L’ex-champion d’Afrique avec les Verts en 1990, Rabah Madjer dont la «talonnade» de 1987 est une marque déposée, a bien voulu répondre aux questions de L’Expression pour évoquer le parcours des Verts dans ce Mondial 2010 tout en soulignant ce qu’il considère comme une manipulation quant à une éventuelle proposition de retour chez les Verts en qualité d’entraîneur.

 



L’Expression: En votre qualité d’ancien joueur international et d’ancien entraîneur de l’Equipe nationale algérienne, comment évaluez-vous les prestations des Verts dans ce Mondial 2010?
Rabah Madjer: A travers les matchs disputés par les Verts dans cette Coupe du Monde, je dirais que les joueurs algériens ont donné le meilleur d’eux-mêmes. Ils ont fourni beaucoup d’efforts et c’est un point positif à retenir. Mais, il ne faut pas oublier que chez nous, on est très exigeants et on veut toujours plus. On voulait aller à la CAN puis suivant les résultats, on voulait la gagner, puis, qualifiés au Mondial, on voulait une bonne participation et honorable, mais au vu des prestations des joueurs, on voulait passer au second tour et je suis sûr que si on avait été au second tour, on aurait exigé de passer aux quarts de finale. C’est des réactions dans un état normal chez nous. Et il faut dire que l’Equipe nationale a joué avec les moyens de bord. On pouvait faire mieux malgré tous les efforts des joueurs et leur rigueur ainsi que leur volonté farouche de passer au second tour. Mais, le manque d’expérience de certains joueurs n’a pu permettre d’aller plus loin. Surtout lors de ce dernier match face aux Etats-Unis. On pouvait bien gagner et passer au second tour.

C’est justement cet éternel problème de l’inefficacité qui ressort?
Beaucoup parlent de cette inefficacité, mais il faut savoir que l’inefficacité ne vient pas juste de l’absence d’un buteur de métier. Le problème n’est donc pas là, mais c’est la manière d’attaquer des Verts qui n’a pas été adéquate. Et puis, les joueurs avaient l’impression d’avoir peur de mal faire et se cantonnent en défense alors qu’il fallait opter par l’attaque directe.

C’est-à-dire?
C’est simple, il fallait que la défense pousse le milieu de terrain à aller de l’avant et ce milieu de terrain pousse de son côté la ligne adéquate à bousculer la défense adverse. De cette manière, on crée un surnombre dans l’entre-jeu et ça donne donc plus de possibilités d’atteindre le but. Par contre, durant les matchs, on retrouve Yebda tout seul au milieu et en plus, il y a un gouffre entre la défense et l’attaque. C’est pour cela, qu’il y a eu beaucoup d’essais au niveau de l’attaque avec d’abord Djebbour, puis Ghezzal, puis Matmour puis la combinaison des deux. En résumé, il faut juste comprendre que trouver des solutions à un système offensif demande et surtout, nécessite beaucoup de temps. Car avant de parler de l’attaque, il faut être intelligent pour assurer ses arrières. La preuve, regardez l’Angleterre face à l’Allemagne, les Anglais se sont rués vers la défense adverse négligeant l’aspect défensif et ils ont donc encaissé deux autres buts. En football, c’est tout un travail collectif et non individuel. On a perdu notre chance de passer au premier tour lors du premier match contre la Slovénie.

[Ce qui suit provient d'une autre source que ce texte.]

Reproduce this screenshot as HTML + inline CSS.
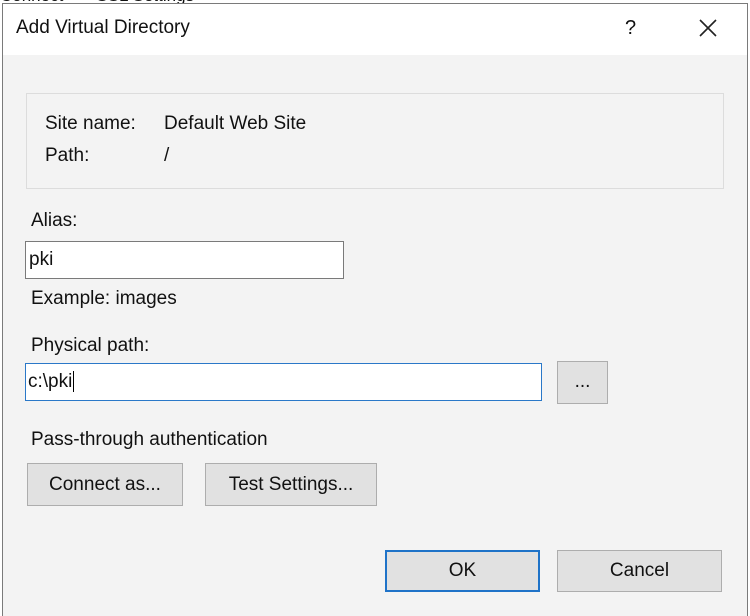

Quelles seront donc les solutions pour les Verts?
Alors là, je dirais que nos responsables ont dû certainement faire le bilan et noter toutes les carences et erreurs à rectifier et à éviter dans le futur. Il faut donc éviter de tomber dans les erreurs commises durant la CAN et ce Mondial 2010.

On évoque votre probable retour en qualité de sélectionneur de l’Equipe nationale d’Algérie, qu’en est-il au juste?
Ecoutez, il y a un sondage où des techniciens veulent bien me voir revenir au sein de la sélection nationale algérienne, mais je ne comprends pas pourquoi, chez certains, il y a une certaine méchanceté. C’est une méchanceté telle que cela m’incite à penser que c’est une vraie manipulation dont il s’agit.
Pouvez-vous être plus explicite sur le sujet?
On a rapporté des mensonges à mon sujet et on a même parlé de mes deux passages en Equipe nationale comme étant des fiascos. Eh bien, si vous me permettez, je reviendrais d’abord sur mes deux passages en Equipe nationale pour éclaircir ces deux parcours aux supporters algéri

Allez-y.
Lors de mon premier passage en qualité d’entraîneur de la sélection algérienne, on avait fait match nul (1-1) au stade du 5-Juillet face à l’Ouganda et on a saisi cette occasion pour m’écarter de l’équipe algérienne sous prétexte de mauvais résultats alors qu’il ne restait plus qu’un seul point pour décrocher le billet de la CAN 1996 en Afrique du Sud.
Ali Fergani prend en charge l’équipe algérienne. Il ramène ce point et part avec les Verts en Afrique du Sud. J’ai donné le meilleur de moi-même à notre équipe nationale. J’ai commis des erreurs, certes, car nul n’est parfait et aucune Equipe nationale n’est parfaite aussi. J’ai effectué un grand travail afin de réunir les joueurs locaux avec les joueurs évoluant à l’étranger et monter cette Equipe nationale qui a participé à la CAN 96. Seulement, certaines personnes à la Fédération algérienne de football n’ont pas accepté le fait que je refuse leur ingérence dans les affaires techniques. Et ils ont cherché la moindre occasion (négative) et ce fut ce match nul. Et ils ont donc réussi à m’écarter de l’Equipe nationale lors de mon premier passage.

Et pour le second?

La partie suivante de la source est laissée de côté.